Here’s the hard truth: Overheating doesn’t cause failure — it reveals it. The real problem is upstream: a clogged EGR cooler on a GM 6.6L Duramax, a stuck-open electric fan relay (Bosch 0 332 019 151, 12V/30A), or a cracked expansion tank (OEM PN: 13521643 for GM L86 V8) letting air into the loop.
Where the System Breaks Down: 5 Critical Components Ranked by Failure Frequency
- Thermostat — #1 failure point (32% of cooling-related comebacks in ASE-certified shops, per 2023 NATEF data). OEM units like the Volkswagen 06A 121 111 F (87°C open) use wax-pellet actuators with ±1.5°C tolerance. Aftermarket thermostats vary wildly — some open at 82°C, others at 92°C — causing inconsistent warm-up and false low-temp sensor readings.
- Radiator Cap — Often overlooked.

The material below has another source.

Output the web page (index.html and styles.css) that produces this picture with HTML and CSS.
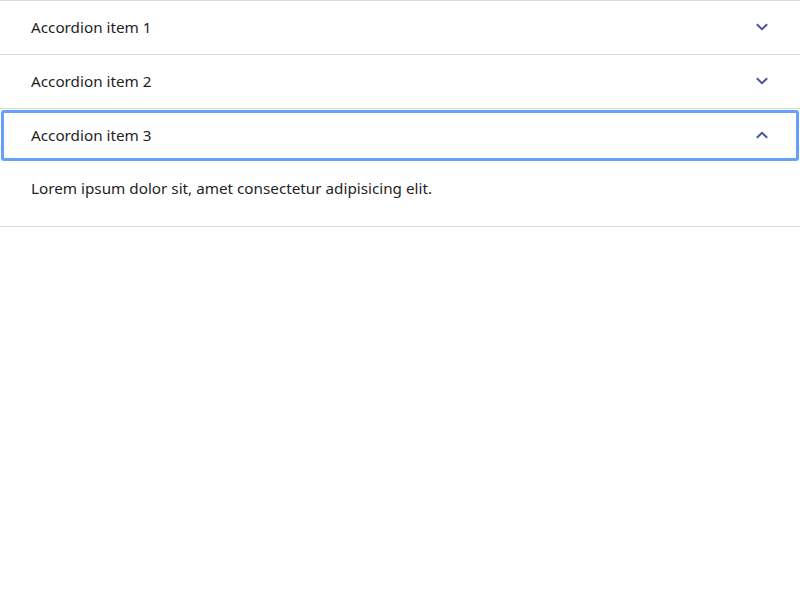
FILE: index.html
```html
<!DOCTYPE html>
<html lang="en">
<head>
<meta charset="utf-8">
<title>Accordion</title>
<link rel="stylesheet" href="styles.css">
</head>
<body>
<div class="accordion">
  <div class="item">
    <button class="header" type="button">
      <span class="title">Accordion item 1</span>
      <svg class="chevron" width="12" height="8" viewBox="0 0 12 8"><path d="M0.8 1.2 L6 6.2 L11.2 1.2" fill="none" stroke="#4b52a3" stroke-width="2"/></svg>
    </button>
  </div>
  <div class="item">
    <button class="header" type="button">
      <span class="title">Accordion item 2</span>
      <svg class="chevron" width="12" height="8" viewBox="0 0 12 8"><path d="M0.8 1.2 L6 6.2 L11.2 1.2" fill="none" stroke="#4b52a3" stroke-width="2"/></svg>
    </button>
  </div>
  <div class="item open">
    <button class="header focused" type="button">
      <span class="title">Accordion item 3</span>
      <svg class="chevron" width="12" height="8" viewBox="0 0 12 8"><path d="M0.8 6.8 L6 1.8 L11.2 6.8" fill="none" stroke="#4b52a3" stroke-width="2"/></svg>
    </button>
    <div class="content">Lorem ipsum dolor sit, amet consectetur adipisicing elit.</div>
  </div>
</div>
</body>
</html>
```
FILE: styles.css
```css
html, body {
  margin: 0;
  padding: 0;
  background: #ffffff;
}
body {
  font-family: "Noto Sans", "Open Sans", sans-serif;
  font-size: 15.25px;
  color: #1f1f1f;
}
.accordion {
  border-bottom: 1px solid #dcdcdc;
}
.item {
  border-top: 1px solid #dcdcdc;
}
.header {
  display: flex;
  align-items: center;
  justify-content: space-between;
  width: 100%;
  height: 53px;
  padding: 0 32px 1px 31px;
  margin: 0;
  border: 0;
  background: #ffffff;
  font: inherit;
  color: inherit;
  line-height: 22px;
  text-align: left;
  cursor: pointer;
  box-sizing: border-box;
}
.chevron {
  display: block;
}
.focused {
  outline: 3px solid #64a2f8;
  outline-offset: -4px;
  border-radius: 4px;
}
.content {
  padding: 15px 31px 27px;
  line-height: 22px;
}
```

Must hold exact system pressure: 13–16 psi for most late-models (e.g., Toyota Camry 2.5L uses 14 psi cap, PN: 16400-22010). Drop below spec? Boiling point falls from 129°C (264°F) to 112°C (234°F) — enough to vapor-lock the upper hose.
- Water Pump — Mechanical pumps (e.g., GM 5.3L L83) fail via bearing wear (noise + weep hole leakage) or impeller cavitation (aluminum vanes erode after 120k miles). Electric pumps (e.g., BMW N20, PN: 11517596795) fail silently — check duty cycle with INPA software before condemning.
- Coolant Temperature Sensor (ECT) — Not the cause, but the liar. A faulty Delphi CS101 (resistance: 2.2 kΩ @ 25°C, 240 Ω @ 100°C) feeds wrong data to the PCM, delaying fan activation or lean-fuel correction. Always test with a calibrated multimeter — don’t swap blind.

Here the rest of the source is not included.